The benchmark equity indices finally look poised for new highs.
I believe that market sentiments are being driven not just by continued global liquidity but also shaping up of positives on the domestic macro front.
A much-needed silver-lining for our economy has come from strong export growth.
Our exports have clocked double-digit growth for three straight months supported by the depreciation of the Indian rupee coupled with recovery in advanced economies.
Given the 16-17% weightage of value-added exports in our economy, I believe that a continuation of this trend has the potential to raise our GDP growth by a massive 150-200 bps.
Also, driven by the improvement in exports and moderation in imports particularly gold, our CAD is expected to narrow thus alleviating our external vulnerability.
The anticipated boost from agricultural production is another positive catalyst for the economy because I believe it is likely to drive growth in the economy, push up disposable rural income and consumption and also moderate food inflation pressures.
Although food inflation is contributing substantially to the headline inflation prints at present, I believe it is likely to eventually cool off as harvesting progresses and new crop enters the market.
This would in turn provide the RBI with elbow room to ease interest rates going forward.
Put together, these factors along with a meaningful turnaround in the capex cycle are likely to take the economy back on high growth trajectory in the medium-term.
I expect that given the aspiration of growth amongst our demographics, any new government that comes to power would eventually focus on enabling structural reforms in the economy to remove supply-side bottlenecks and kick-start the investment cycle.

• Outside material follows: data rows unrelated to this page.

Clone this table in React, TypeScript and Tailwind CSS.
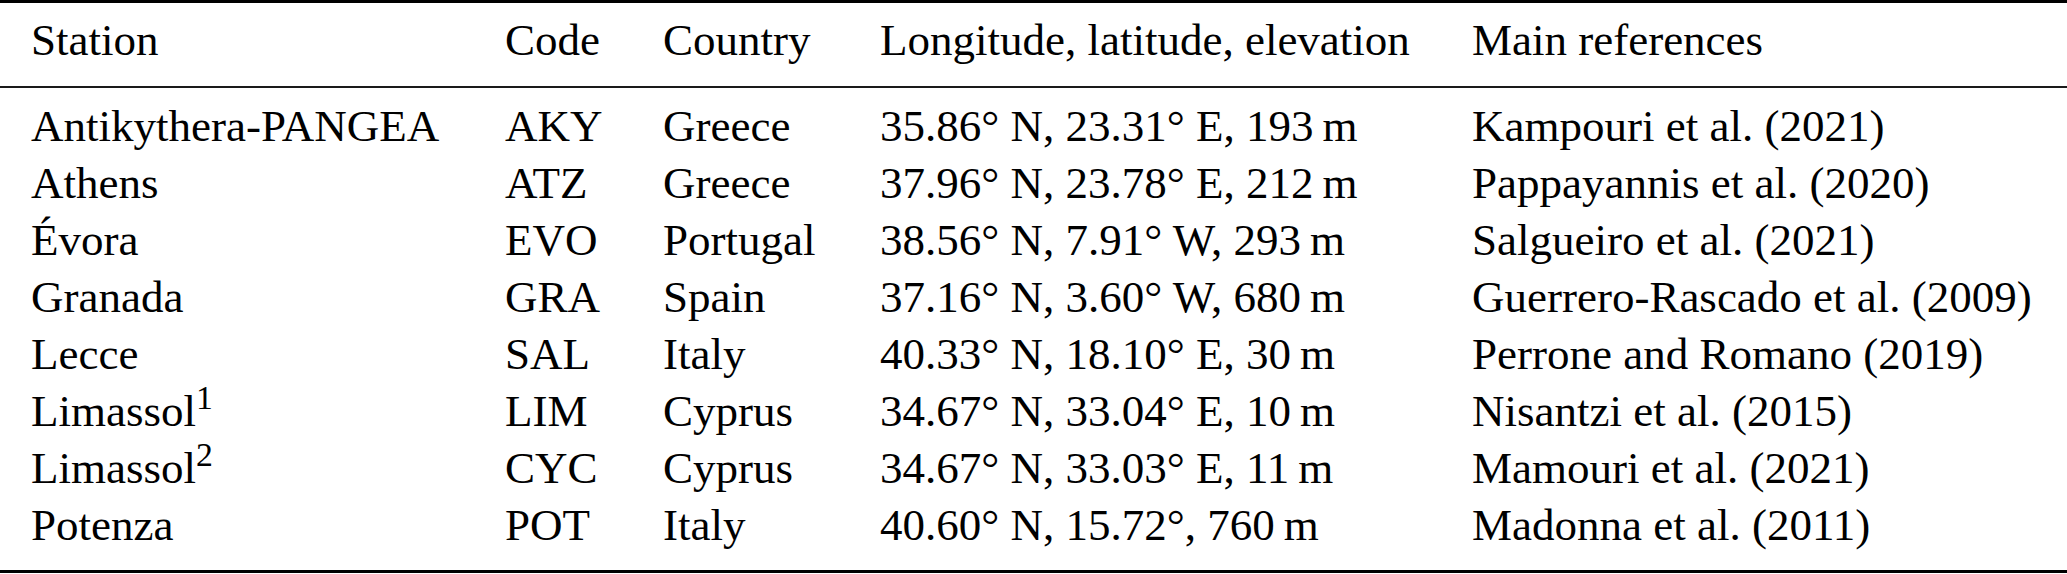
const rows = [
  { station: "Antikythera-PANGEA", sup: "", code: "AKY", country: "Greece", coords: "35.86° N, 23.31° E, 193\u2009m", ref: "Kampouri et al. (2021)" },
  { station: "Athens", sup: "", code: "ATZ", country: "Greece", coords: "37.96° N, 23.78° E, 212\u2009m", ref: "Pappayannis et al. (2020)" },
  { station: "Évora", sup: "", code: "EVO", country: "Portugal", coords: "38.56° N, 7.91° W, 293\u2009m", ref: "Salgueiro et al. (2021)" },
  { station: "Granada", sup: "", code: "GRA", country: "Spain", coords: "37.16° N, 3.60° W, 680\u2009m", ref: "Guerrero-Rascado et al. (2009)" },
  { station: "Lecce", sup: "", code: "SAL", country: "Italy", coords: "40.33° N, 18.10° E, 30\u2009m", ref: "Perrone and Romano (2019)" },
  { station: "Limassol", sup: "1", code: "LIM", country: "Cyprus", coords: "34.67° N, 33.04° E, 10\u2009m", ref: "Nisantzi et al. (2015)" },
  { station: "Limassol", sup: "2", code: "CYC", country: "Cyprus", coords: "34.67° N, 33.03° E, 11\u2009m", ref: "Mamouri et al. (2021)" },
  { station: "Potenza", sup: "", code: "POT", country: "Italy", coords: "40.60° N, 15.72°, 760\u2009m", ref: "Madonna et al. (2011)" },
];

const cols = "grid grid-cols-[474px_158px_217px_592px_1fr] pl-[31px]";

export default function App() {
  return (
    <div className="w-[2067px] h-[574px] bg-white text-black font-['Liberation_Serif',serif] text-[45px] leading-[57px] whitespace-nowrap">
      {/* top rule */}
      <div className="h-[3px] bg-black" />

      {/* header */}
      <div className={`${cols} pt-[9px] pb-[17px]`}>
        <div>Station</div>
        <div>Code</div>
        <div>Country</div>
        <div>Longitude, latitude, elevation</div>
        <div>Main references</div>
      </div>

      {/* mid rule */}
      <div className="h-[2px] bg-[#1a1a1a]" />

      {/* body */}
      <div className={`${cols} pt-[10px] pb-[16px]`}>
        {rows.map((r, i) => (
          <div key={i} className="contents">
            <div>
              {r.station}
              {r.sup && <sup>{r.sup}</sup>}
            </div>
            <div>{r.code}</div>
            <div>{r.country}</div>
            <div>{r.coords}</div>
            <div>{r.ref}</div>
          </div>
        ))}
      </div>

      {/* bottom rule */}
      <div className="h-[3px] bg-black" />
    </div>
  );
}
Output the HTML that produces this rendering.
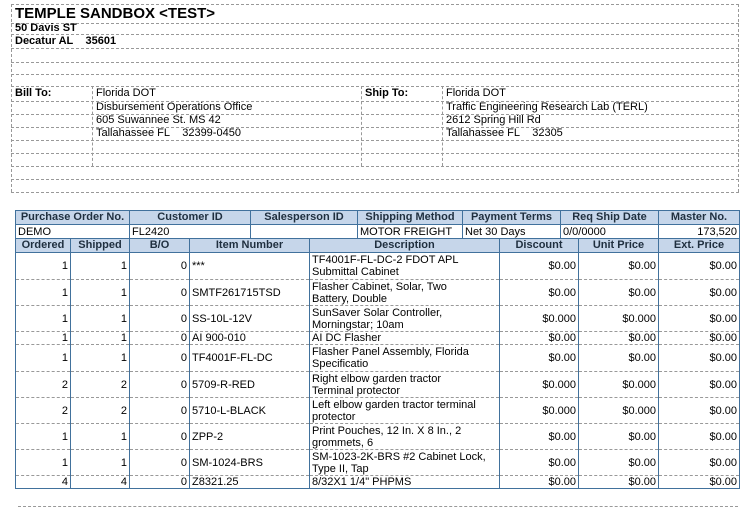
<!DOCTYPE html>
<html><head><style>
*{margin:0;padding:0;box-sizing:border-box}
body{width:743px;height:508px;background:#fff;font-family:"Liberation Sans",Tahoma,sans-serif;font-size:11px;color:#000;position:relative;overflow:hidden}
.a{position:absolute;white-space:nowrap;line-height:13px}
.h{position:absolute;border-top:1px dashed #999}
.v{position:absolute;border-left:1px dashed #999}
table{position:absolute;border-collapse:collapse;table-layout:fixed;left:15px;width:724px}
td{border:1px solid #41719c;padding:0 2px;line-height:12px;overflow:hidden;white-space:nowrap;vertical-align:middle}
.hd td{background:#c6d6ea;font-weight:bold;text-align:center;color:#1f2f3f;line-height:13px}
.r{text-align:right}
.it td{border-top:1px dashed #999;border-bottom:1px dashed #999;border-left:1.5px solid #41719c;border-right:1.5px solid #41719c}
.it:last-child td{border-bottom:1.5px solid #41719c}
</style></head><body>
<div class="v" style="left:11px;top:4px;height:188px"></div>
<div class="v" style="left:738px;top:4px;height:188px"></div>
<div class="h" style="left:11px;top:4px;width:728px"></div>
<div class="h" style="left:11px;top:23px;width:728px"></div>
<div class="h" style="left:11px;top:34px;width:728px"></div>
<div class="h" style="left:11px;top:48px;width:728px"></div>
<div class="h" style="left:11px;top:62px;width:728px"></div>
<div class="h" style="left:11px;top:74px;width:728px"></div>
<div class="h" style="left:11px;top:86px;width:728px"></div>
<div class="h" style="left:11px;top:101px;width:728px"></div>
<div class="h" style="left:11px;top:114px;width:728px"></div>
<div class="h" style="left:11px;top:127px;width:728px"></div>
<div class="h" style="left:11px;top:140px;width:728px"></div>
<div class="h" style="left:11px;top:153px;width:728px"></div>
<div class="h" style="left:11px;top:166px;width:728px"></div>
<div class="h" style="left:11px;top:179px;width:728px"></div>
<div class="h" style="left:11px;top:192px;width:728px"></div>
<div class="v" style="left:92px;top:86px;height:80px"></div>
<div class="v" style="left:361px;top:86px;height:80px"></div>
<div class="v" style="left:442px;top:86px;height:80px"></div>
<div class="a" style="left:15px;top:5px;font-size:15px;font-weight:bold;line-height:17px">TEMPLE SANDBOX &lt;TEST&gt;</div>
<div class="a" style="left:15px;top:22px;font-weight:bold">50 Davis ST</div>
<div class="a" style="left:15px;top:35px;font-weight:bold">Decatur AL&nbsp;&nbsp;&nbsp;&nbsp;35601</div>
<div class="a" style="left:15px;top:87px;font-weight:bold">Bill To:</div>
<div class="a" style="left:96px;top:87px">Florida DOT</div>
<div class="a" style="left:96px;top:101px">Disbursement Operations Office</div>
<div class="a" style="left:96px;top:114px">605 Suwannee St. MS 42</div>
<div class="a" style="left:96px;top:127px">Tallahassee FL&nbsp;&nbsp;&nbsp;&nbsp;32399-0450</div>
<div class="a" style="left:365px;top:87px;font-weight:bold">Ship To:</div>
<div class="a" style="left:446px;top:87px">Florida DOT</div>
<div class="a" style="left:446px;top:101px">Traffic Engineering Research Lab (TERL)</div>
<div class="a" style="left:446px;top:114px">2612 Spring Hill Rd</div>
<div class="a" style="left:446px;top:127px">Tallahassee FL&nbsp;&nbsp;&nbsp;&nbsp;32305</div>

<table style="top:210px">
<colgroup><col style="width:114px"><col style="width:121px"><col style="width:107px"><col style="width:105px"><col style="width:98px"><col style="width:98px"><col style="width:81px"></colgroup>
<tr class="hd" style="height:14px"><td>Purchase Order No.</td><td>Customer ID</td><td>Salesperson ID</td><td>Shipping Method</td><td>Payment Terms</td><td>Req Ship Date</td><td>Master No.</td></tr>
<tr style="height:14px"><td>DEMO</td><td>FL2420</td><td></td><td>MOTOR FREIGHT</td><td>Net 30 Days</td><td>0/0/0000</td><td class="r">173,520</td></tr>
</table>
<table style="top:238px">
<colgroup><col style="width:55px"><col style="width:59px"><col style="width:60px"><col style="width:120px"><col style="width:190px"><col style="width:79px"><col style="width:80px"><col style="width:81px"></colgroup>
<tr class="hd" style="height:14px"><td>Ordered</td><td>Shipped</td><td>B/O</td><td>Item Number</td><td>Description</td><td>Discount</td><td>Unit Price</td><td>Ext. Price</td></tr>
<tr class="it" style="height:27px"><td class="r">1</td><td class="r">1</td><td class="r">0</td><td>***</td><td>TF4001F-FL-DC-2 FDOT APL<br>Submittal Cabinet</td><td class="r">$0.00</td><td class="r">$0.00</td><td class="r">$0.00</td></tr>
<tr class="it" style="height:26px"><td class="r">1</td><td class="r">1</td><td class="r">0</td><td>SMTF261715TSD</td><td>Flasher Cabinet, Solar, Two<br>Battery, Double</td><td class="r">$0.00</td><td class="r">$0.00</td><td class="r">$0.00</td></tr>
<tr class="it" style="height:26px"><td class="r">1</td><td class="r">1</td><td class="r">0</td><td>SS-10L-12V</td><td>SunSaver Solar Controller,<br>Morningstar; 10am</td><td class="r">$0.000</td><td class="r">$0.000</td><td class="r">$0.00</td></tr>
<tr class="it" style="height:12px"><td class="r">1</td><td class="r">1</td><td class="r">0</td><td>AI 900-010</td><td>AI DC Flasher</td><td class="r">$0.00</td><td class="r">$0.00</td><td class="r">$0.00</td></tr>
<tr class="it" style="height:27px"><td class="r">1</td><td class="r">1</td><td class="r">0</td><td>TF4001F-FL-DC</td><td>Flasher Panel Assembly, Florida<br>Specificatio</td><td class="r">$0.00</td><td class="r">$0.00</td><td class="r">$0.00</td></tr>
<tr class="it" style="height:26px"><td class="r">2</td><td class="r">2</td><td class="r">0</td><td>5709-R-RED</td><td>Right elbow garden tractor<br>Terminal protector</td><td class="r">$0.000</td><td class="r">$0.000</td><td class="r">$0.00</td></tr>
<tr class="it" style="height:26px"><td class="r">2</td><td class="r">2</td><td class="r">0</td><td>5710-L-BLACK</td><td>Left elbow garden tractor terminal<br>protector</td><td class="r">$0.000</td><td class="r">$0.000</td><td class="r">$0.00</td></tr>
<tr class="it" style="height:26px"><td class="r">1</td><td class="r">1</td><td class="r">0</td><td>ZPP-2</td><td>Print Pouches, 12 In. X 8 In., 2<br>grommets, 6</td><td class="r">$0.00</td><td class="r">$0.00</td><td class="r">$0.00</td></tr>
<tr class="it" style="height:26px"><td class="r">1</td><td class="r">1</td><td class="r">0</td><td>SM-1024-BRS</td><td>SM-1023-2K-BRS #2 Cabinet Lock,<br>Type II, Tap</td><td class="r">$0.00</td><td class="r">$0.00</td><td class="r">$0.00</td></tr>
<tr class="it" style="height:12px"><td class="r">4</td><td class="r">4</td><td class="r">0</td><td>Z8321.25</td><td>8/32X1 1/4" PHPMS</td><td class="r">$0.00</td><td class="r">$0.00</td><td class="r">$0.00</td></tr>
</table>
<div class="h" style="left:18px;top:506px;width:720px"></div>
</body></html>
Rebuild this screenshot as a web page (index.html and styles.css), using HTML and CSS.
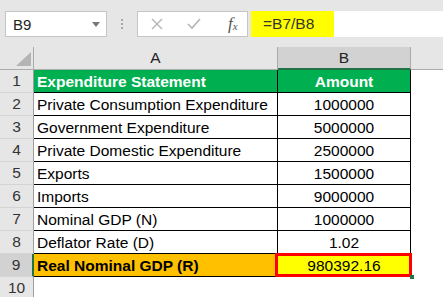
FILE: index.html
```html
<!DOCTYPE html>
<html lang="en">
<head>
<meta charset="UTF-8">
<title>GDP Deflator</title>
<link rel="stylesheet" href="styles.css">
</head>
<body>

<div class="toolbar">
  <div class="namebox">
    <span>B9</span>
    <svg class="caret" width="8" height="5" viewBox="0 0 8 5"><polygon points="0,0 8,0 4,5" fill="#777"/></svg>
  </div>
  <div class="grip"><i></i><i></i><i></i></div>
  <div class="fxbox">
    <svg class="ico" width="12" height="12" viewBox="0 0 12 12"><path d="M1 1 L11 11 M11 1 L1 11" stroke="#b4b4b4" stroke-width="1.4" fill="none"/></svg>
    <svg class="ico" width="14" height="12" viewBox="0 0 14 12"><path d="M1 6 L5 10 L13 1" stroke="#b4b4b4" stroke-width="1.6" fill="none"/></svg>
    <span class="fx">f<sub>x</sub></span>
  </div>
  <div class="formula"><span class="hl">=B7/B8</span></div>
</div>

<div class="sheet">
  <div class="corner"><svg width="34" height="22" viewBox="0 0 34 22"><polygon points="31,5 31,19 16,19" fill="#b4b4b4"/></svg></div>
  <div class="colhead">A</div>
  <div class="colhead sel">B</div>
  <div class="colhead rest"></div>

  <div class="rowhead">1</div>
  <div class="cell head">Expenditure Statement</div>
  <div class="cell head num">Amount</div>
  <div class="blank"></div>

  <div class="rowhead">2</div>
  <div class="cell">Private Consumption Expenditure</div>
  <div class="cell num">1000000</div>
  <div class="blank"></div>

  <div class="rowhead">3</div>
  <div class="cell">Government Expenditure</div>
  <div class="cell num">5000000</div>
  <div class="blank"></div>

  <div class="rowhead">4</div>
  <div class="cell">Private Domestic Expenditure</div>
  <div class="cell num">2500000</div>
  <div class="blank"></div>

  <div class="rowhead">5</div>
  <div class="cell">Exports</div>
  <div class="cell num">1500000</div>
  <div class="blank"></div>

  <div class="rowhead">6</div>
  <div class="cell">Imports</div>
  <div class="cell num">9000000</div>
  <div class="blank"></div>

  <div class="rowhead">7</div>
  <div class="cell">Nominal GDP (N)</div>
  <div class="cell num">1000000</div>
  <div class="blank"></div>

  <div class="rowhead">8</div>
  <div class="cell">Deflator Rate (D)</div>
  <div class="cell num">1.02</div>
  <div class="blank"></div>

  <div class="rowhead sel">9</div>
  <div class="cell result">Real Nominal GDP (R)</div>
  <div class="cell num active">980392.16</div>
  <div class="blank"></div>

  <div class="rowhead">10</div>
  <div class="empty"></div>
  <div class="empty"></div>
  <div class="blank"></div>
</div>

</body>
</html>
```

FILE: styles.css
```css
body {
  margin: 0;
  font-family: "Liberation Sans", Arial, sans-serif;
  font-size: 15.5px;
  color: #000;
  background-color: #fff;
}
.toolbar {
  height: 47px;
  box-sizing: border-box;
  padding-top: 11px;
  background-color: #e6e6e6;
  display: flex;
  align-items: flex-start;
}
.namebox {
  width: 102px;
  height: 26px;
  margin-left: 5px;
  box-sizing: border-box;
  border: 1px solid #c6c6c6;
  background-color: #fff;
  display: flex;
  align-items: center;
  justify-content: space-between;
  padding: 0 6px 0 7px;
  font-size: 15px;
  color: #222;
}
.caret {
  margin-top: 1px;
}
.grip {
  width: 30px;
  height: 26px;
  display: flex;
  flex-direction: column;
  align-items: center;
  justify-content: center;
  gap: 2px;
}
.grip i {
  display: block;
  width: 2px;
  height: 2px;
  background-color: #a8a8a8;
}
.fxbox {
  width: 111px;
  height: 26px;
  box-sizing: border-box;
  border: 1px solid #c6c6c6;
  background-color: #fff;
  display: flex;
  align-items: center;
  padding-left: 13px;
  gap: 24px;
}
.fx {
  font-family: "Liberation Serif", serif;
  font-style: italic;
  font-size: 17px;
  color: #555;
  margin-left: 3px;
}
.fx sub {
  font-size: 11px;
  vertical-align: -1px;
}
.formula {
  flex: 1;
  height: 26px;
  margin-left: 3px;
  box-sizing: border-box;
  background-color: #fff;
  display: flex;
}
.hl {
  width: 83px;
  background-color: #ffff00;
  padding-left: 12px;
  box-sizing: border-box;
  line-height: 26px;
  color: #333;
}
.sheet {
  display: grid;
  grid-template-columns: 34px 244px 133px 1fr;
  grid-auto-rows: 23px;
}
.corner {
  background-color: #e6e6e6;
  border-right: 1px solid #ababab;
  border-bottom: 1px solid #ababab;
  box-sizing: border-box;
}
.corner svg {
  display: block;
}
.colhead {
  background-color: #e6e6e6;
  border-right: 1px solid #ababab;
  border-bottom: 1px solid #ababab;
  box-sizing: border-box;
  text-align: center;
  line-height: 22px;
  font-size: 15.5px;
  color: #222;
}
.colhead.sel {
  background-color: #d2d2d2;
  border-bottom: 2px solid #217346;
}
.colhead.rest {
  border-right: none;
}
.rowhead {
  background-color: #e6e6e6;
  border-right: 1px solid #9e9e9e;
  border-bottom: 1px solid #d4d4d4;
  box-sizing: border-box;
  text-align: center;
  line-height: 22px;
  color: #333;
}
.rowhead.sel {
  background-color: #d2d2d2;
  border-right: 2px solid #217346;
}
.cell {
  border-right: 1px solid #000;
  border-bottom: 1px solid #000;
  box-sizing: border-box;
  display: flex;
  align-items: flex-end;
  padding-left: 3px;
  line-height: 20px;
  white-space: nowrap;
  overflow: hidden;
}
.cell.num {
  justify-content: center;
  padding-left: 0;
}
.cell.head {
  background-color: #00b050;
  color: #fff;
  font-weight: bold;
}
.cell.result {
  background-color: #ffc000;
  font-weight: bold;
}
.cell.active {
  background-color: #ffff00;
  position: relative;
  overflow: visible;
}
.cell.active::after {
  content: "";
  position: absolute;
  left: -3px;
  top: -1px;
  right: -2px;
  bottom: -1px;
  border: 3px solid #ff0000;
}
.cell.active::before {
  content: "";
  position: absolute;
  right: -4px;
  bottom: -3px;
  width: 4px;
  height: 4px;
  background-color: #217346;
  z-index: 1;
}
.blank, .empty {
  background-color: #fff;
}
```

So, a recovery in big-ticket and new investments is likely post the elections.
I continue to have a positive outlook on export-oriented sectors like IT and pharmaceuticals.
I am positive on the metal sector as well considering recent capacity additions and meaningful under-utilised capacity in the sector that is likely to be employed for sharp increase in exports going forward.
Although expensive, defensives like FMCG sector are also likely to continue to outperform in the current environment.
In the banking space, I selectively prefer large private banks over a medium to long-term perspective.
Aided by these positive developments and attributing a 15 times multiple to our Sensex EPS (in line with the 5-year average), we arrive at a Sensex target of 22,600 in the coming months.
Beyond this, I believe that markets are likely to at least give returns in line with the expected 13-15% earnings growth.